-- Start Data supplied --
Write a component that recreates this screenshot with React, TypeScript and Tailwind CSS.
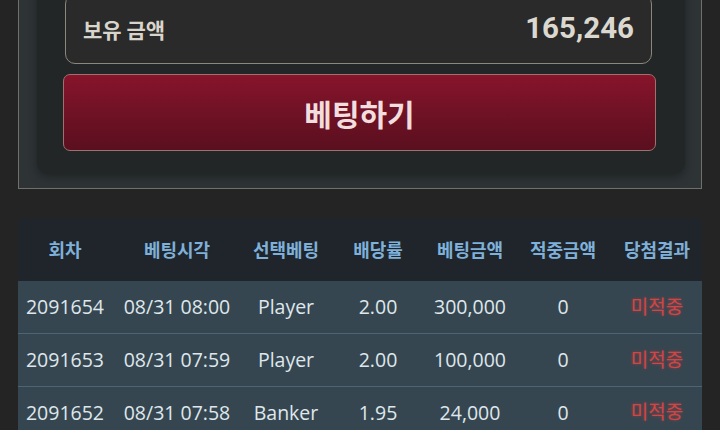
const ROWS = [
  { no: "2091654", time: "08/31 08:00", pick: "Player", odds: "2.00", amount: "300,000", win: "0", result: "미적중" },
  { no: "2091653", time: "08/31 07:59", pick: "Player", odds: "2.00", amount: "100,000", win: "0", result: "미적중" },
  { no: "2091652", time: "08/31 07:58", pick: "Banker", odds: "1.95", amount: "24,000", win: "0", result: "미적중" },
];

const HEADERS = [
  { label: "회차", w: "w-[94px]" },
  { label: "베팅시각", w: "w-[130px]" },
  { label: "선택베팅", w: "w-[88px]" },
  { label: "배당률", w: "w-[96px]" },
  { label: "베팅금액", w: "w-[88px]" },
  { label: "적중금액", w: "w-[98px]" },
  { label: "당첨결과", w: "w-[90px]" },
];

export default function App() {
  return (
    <div className="min-h-[430px] bg-[#232423] overflow-hidden font-['Open_Sans','Noto_Sans_CJK_KR',sans-serif]">
      <div className="-mt-[37px] px-[18px]">
        {/* bet panel */}
        <div className="border border-[#6f6f6b] bg-[#2e3436] pt-[18px] pb-[15px] pl-[18px] pr-[16px]">
          <div className="rounded-[10px] bg-[#222627] pt-[12px] pb-[22px] pl-[26px] pr-[29px] shadow-[0_4px_10px_rgba(0,0,0,0.35)]">
            <div className="ml-[2px] mr-[4px] flex h-[70px] items-center justify-between rounded-[10px] border border-[#8c877c] bg-[#292a29] px-[17px]">
              <span className="font-['Noto_Sans_CJK_KR',sans-serif] text-[21px] font-bold text-[#d9d5cc] leading-none">
                보유 금액
              </span>
              <span className="font-['Roboto',sans-serif] text-[29.5px] font-bold text-[#dcd8d0] leading-none">
                165,246
              </span>
            </div>
            <button className="mt-[10px] flex h-[77px] w-full items-center justify-center rounded-[7px] border border-[#a0706e] bg-gradient-to-b from-[#87142b] to-[#5a0f1f]">
              <span className="font-['Noto_Sans_CJK_KR',sans-serif] text-[30px] font-bold text-[#f2dede] leading-none">
                베팅하기
              </span>
            </button>
          </div>
        </div>

        {/* history table */}
        <table className="mt-[29px] w-[684px] table-fixed border-collapse">
          <thead>
            <tr className="h-[63px] bg-[#1f252a]">
              {HEADERS.map((h) => (
                <th
                  key={h.label}
                  className={`${h.w} font-['Noto_Sans_CJK_KR',sans-serif] text-[18px] font-bold text-[#7eb0d9] text-center whitespace-nowrap`}
                >
                  {h.label}
                </th>
              ))}
            </tr>
          </thead>
          <tbody>
            {ROWS.map((r) => (
              <tr key={r.no} className="h-[52.5px] bg-[#364650] border-b border-[#4b6574] text-[19.5px] text-[#dfe7ec] text-center whitespace-nowrap">
                <td>{r.no}</td>
                <td>{r.time}</td>
                <td>{r.pick}</td>
                <td>{r.odds}</td>
                <td>{r.amount}</td>
                <td>{r.win}</td>
                <td className="text-[19px] text-[#cf4646] [text-shadow:0_0_3px_rgba(220,60,60,0.6)]">{r.result}</td>
              </tr>
            ))}
          </tbody>
        </table>
      </div>
    </div>
  );
}
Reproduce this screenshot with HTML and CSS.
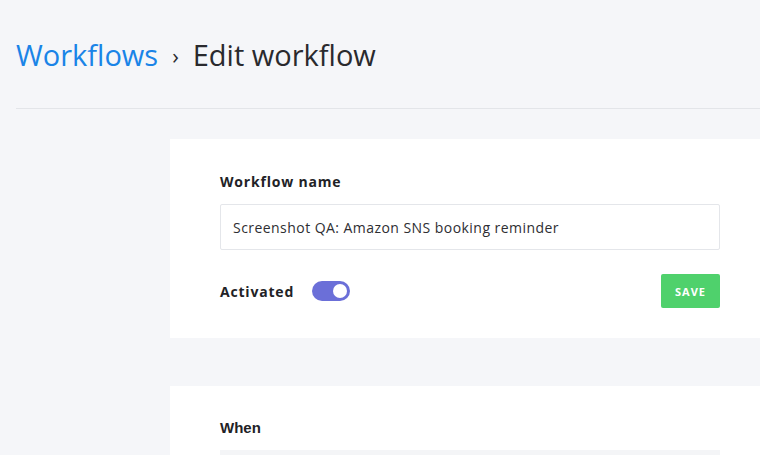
FILE: index.html
```html
<!DOCTYPE html>
<html lang="en">
<head>
  <meta charset="UTF-8">
  <meta name="viewport" content="width=device-width, initial-scale=1.0">
  <title>Edit workflow</title>
  <link rel="stylesheet" href="styles.css">
</head>
<body>
  <header class="page-header">
    <h1 class="breadcrumb">
      <a href="#workflows" class="crumb-link">Workflows</a>
      <span class="crumb-sep">›</span>
      <span class="crumb-current">Edit workflow</span>
    </h1>
  </header>
  <main class="content">
    <section class="card">
      <label class="field-label" for="workflowName">Workflow name</label>
      <input id="workflowName" class="text-input" type="text" value="Screenshot QA: Amazon SNS booking reminder">
      <div class="card-actions">
        <div class="activated">
          <span class="field-label inline">Activated</span>
          <span class="toggle"><span class="toggle-knob"></span></span>
        </div>
        <button class="save-button">Save</button>
      </div>
    </section>
    <section class="card">
      <h2 class="section-title">When</h2>
      <div class="select-box"></div>
    </section>
  </main>
</body>
</html>
```

FILE: styles.css
```css
html, body {
  margin: 0;
  padding: 0;
  overflow: hidden;
}

body {
  font-family: "Open Sans", "Noto Sans", sans-serif;
  background: #f5f6f9;
  color: #2a2a2e;
  width: 760px;
  height: 455px;
}

.page-header {
  margin-left: 16px;
  padding-top: 35px;
  padding-bottom: 33px;
  border-bottom: 1px solid #e3e5e9;
}

.breadcrumb {
  margin: 0;
  font-weight: 400;
  font-size: 29px;
  line-height: 40px;
  display: flex;
  align-items: center;
  gap: 14px;
}

.crumb-link {
  color: #1a84e7;
  text-decoration: none;
}

.crumb-sep {
  font-size: 22px;
  color: #2a2a2e;
}

.crumb-current {
  color: #2a2a2e;
}

.content {
  padding-left: 170px;
  padding-top: 30px;
}

.card {
  background: #ffffff;
  width: 500px;
  padding: 33px 50px 30px;
  margin-bottom: 48px;
}

.field-label {
  display: block;
  font-weight: 700;
  font-size: 14px;
  letter-spacing: 0.8px;
  color: #222226;
  margin-bottom: 13px;
}

.field-label.inline {
  display: inline;
  margin: 0;
}

.text-input {
  box-sizing: border-box;
  width: 500px;
  height: 46px;
  border: 1px solid #e4e6ea;
  border-radius: 2px;
  padding: 0 12px;
  font-family: inherit;
  font-size: 14px;
  letter-spacing: 0.45px;
  color: #2e2e32;
  outline: none;
}

.card-actions {
  display: flex;
  justify-content: space-between;
  align-items: center;
  margin-top: 24px;
}

.activated {
  display: flex;
  align-items: center;
  gap: 18px;
}

.toggle {
  width: 38px;
  height: 20px;
  border-radius: 10px;
  background: #6b6fd8;
  display: flex;
  align-items: center;
  justify-content: flex-end;
  padding: 0 3px;
  box-sizing: border-box;
}

.toggle-knob {
  width: 14px;
  height: 14px;
  border-radius: 50%;
  background: #ffffff;
}

.save-button {
  background: #4fd16c;
  color: #ffffff;
  border: none;
  border-radius: 2px;
  width: 59px;
  height: 34px;
  font-family: inherit;
  font-weight: 700;
  font-size: 11px;
  letter-spacing: 1px;
  text-transform: uppercase;
}

.section-title {
  margin: 0 0 14px;
  font-family: "Liberation Sans", Arial, sans-serif;
  font-weight: 700;
  font-size: 15px;
  color: #222226;
}

.select-box {
  height: 6px;
  background: #f4f5f7;
}
```
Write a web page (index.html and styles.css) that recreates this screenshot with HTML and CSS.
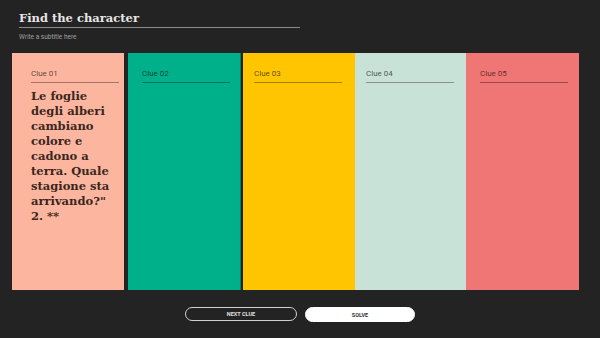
FILE: index.html
```html
<!DOCTYPE html>
<html lang="en">
<head>
  <meta charset="UTF-8" />
  <title>Find the character</title>
  <link rel="stylesheet" href="styles.css">
</head>
<body>
  <div class="page">
    <div class="head">
      <h1 class="title">Find the character</h1>
      <p class="subtitle">Write a subtitle here</p>
    </div>

    <div class="clues">
      <div class="clue clue-1">
        <div class="inner">
          <div class="label">Clue 01</div>
          <p class="text">Le foglie degli alberi cambiano colore e cadono a terra. Quale stagione sta arrivando?"<br>2. **</p>
        </div>
      </div>
      <div class="clue clue-2">
        <div class="inner"><div class="label">Clue 02</div></div>
      </div>
      <div class="clue clue-3">
        <div class="inner"><div class="label">Clue 03</div></div>
      </div>
      <div class="clue clue-4">
        <div class="inner"><div class="label">Clue 04</div></div>
      </div>
      <div class="clue clue-5">
        <div class="inner"><div class="label">Clue 05</div></div>
      </div>
    </div>

    <div class="actions">
      <button class="btn btn-outline">NEXT CLUE</button>
      <button class="btn btn-solid">SOLVE</button>
    </div>
  </div>
</body>
</html>
```

FILE: styles.css
```css
body {
  margin: 0;
  background: #232323;
  font-family: Roboto, sans-serif;
  color: #fff;
}

.page {
  width: 600px;
  height: 338px;
  overflow: hidden;
}

.head {
  padding: 11px 0 0 19px;
  width: 281px;
}

.title {
  margin: 0;
  font-family: "DejaVu Serif", serif;
  font-size: 11.5px;
  font-weight: bold;
  color: #e6e6e6;
  line-height: 15px;
  padding-bottom: 1px;
  border-bottom: 1px solid #8a8a8a;
}

.subtitle {
  margin: 5px 0 0;
  font-size: 6.5px;
  line-height: 8px;
  color: #a0a0a0;
}

.clues {
  display: flex;
  margin: 12px 0 0 12px;
  height: 237px;
}

.clue {
  width: 112px;
  height: 100%;
}

.clue-1 { background: #fcb69f; }
.clue-2 { background: #00b08a; margin-left: 4px; width: 113px; box-shadow: inset -1px 0 0 #0b7d62; }
.clue-3 { background: #ffc600; margin-left: 2px; }
.clue-4 { background: #c8e2d8; width: 111px; }
.clue-5 { background: #f07575; width: 113px; }

.inner {
  width: 88px;
  padding-top: 16px;
}

.clue-1 .inner { margin-left: 19px; }
.clue-2 .inner { margin-left: 14px; }
.clue-3 .inner { margin-left: 11px; }
.clue-4 .inner { margin-left: 11px; }
.clue-5 .inner { margin-left: 14px; }

.label {
  font-size: 8px;
  color: rgba(0, 0, 0, 0.65);
  line-height: 10px;
  padding-bottom: 3px;
  border-bottom: 1px solid rgba(0, 0, 0, 0.35);
}

.text {
  margin: 6px 0 0;
  font-family: "DejaVu Serif", serif;
  font-weight: bold;
  font-size: 11.5px;
  line-height: 15px;
  color: #3a2620;
}

.actions {
  display: flex;
  justify-content: center;
  gap: 8px;
  margin-top: 17px;
}

.btn {
  width: 112px;
  height: 14px;
  border-radius: 8px;
  font-family: Roboto, sans-serif;
  font-size: 5.5px;
  font-weight: bold;
  padding: 0;
}

.btn-outline {
  background: transparent;
  border: 1px solid #d0d0d0;
  color: #e0e0e0;
}

.btn-solid {
  background: #fff;
  border: 1px solid #fff;
  color: #333;
  width: 110px;
  height: 15px;
}
```
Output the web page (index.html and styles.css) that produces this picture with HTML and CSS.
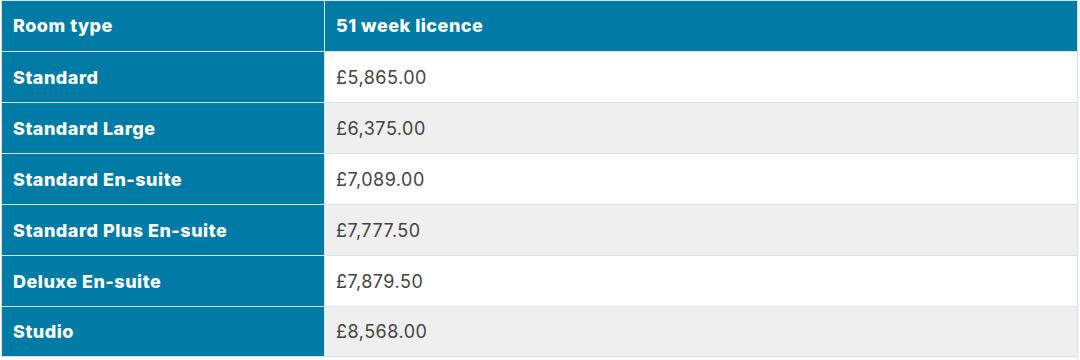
FILE: index.html
```html
<!DOCTYPE html>
<html lang="en">
<head>
<meta charset="utf-8">
<link rel="stylesheet" href="styles.css">
</head>
<body>
<table class="fees">
  <thead>
    <tr><th class="type">Room type</th><th class="head">51 week licence</th></tr>
  </thead>
  <tbody>
    <tr><th class="type">Standard</th><td class="price">£5,865.00</td></tr>
    <tr class="alt"><th class="type">Standard Large</th><td class="price">£6,375.00</td></tr>
    <tr><th class="type">Standard En-suite</th><td class="price">£7,089.00</td></tr>
    <tr class="alt"><th class="type">Standard Plus En-suite</th><td class="price">£7,777.50</td></tr>
    <tr><th class="type">Deluxe En-suite</th><td class="price">£7,879.50</td></tr>
    <tr class="alt last"><th class="type">Studio</th><td class="price">£8,568.00</td></tr>
  </tbody>
</table>
</body>
</html>
```
FILE: styles.css
```css
html, body { margin: 0; padding: 0; background: #ffffff; }
body { padding: 0 0 0 1px; }
.fees {
  width: 1077px;
  border-collapse: collapse;
  font-family: Inter, "Liberation Sans", sans-serif;
  font-size: 18px;
  letter-spacing: 0.5px;
}
.fees th, .fees td {
  border: 1px solid #d3e3ea;
  height: 51px;
  padding: 0 11px;
  text-align: left;
  vertical-align: middle;
  box-sizing: border-box;
}
.fees thead th { height: 51px; padding-bottom: 1px; }
.fees .last th, .fees .last td { height: 50px; }
.type {
  width: 323px;
  background: #007ba6;
  color: #ffffff;
  font-weight: 800;
}
.head {
  background: #007ba6;
  color: #ffffff;
  font-weight: 800;
}
.price {
  background: #ffffff;
  color: #444444;
  font-weight: 400;
}
.alt .price { background: #efefef; }
```
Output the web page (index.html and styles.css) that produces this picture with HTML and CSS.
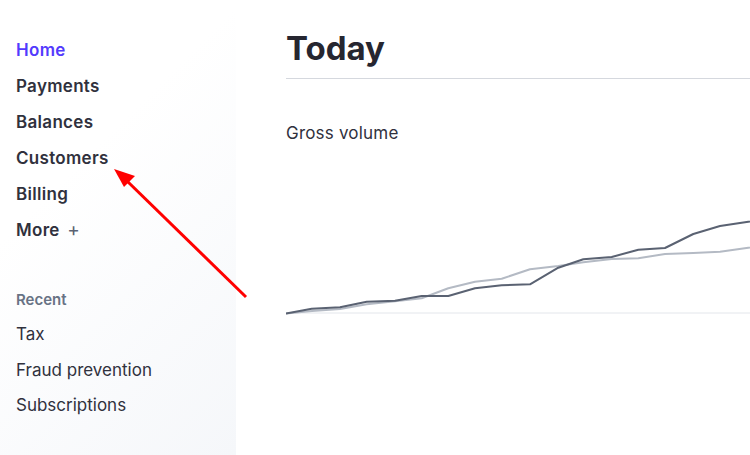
-- End Data supplied --
Goal. Copy every line from the entries that contains the word "Write".

Final answer.
Write a component that recreates this screenshot with React, TypeScript and Tailwind CSS.
Write a web page (index.html and styles.css) that recreates this screenshot with HTML and CSS.
      <p class="subtitle">Write a subtitle here</p>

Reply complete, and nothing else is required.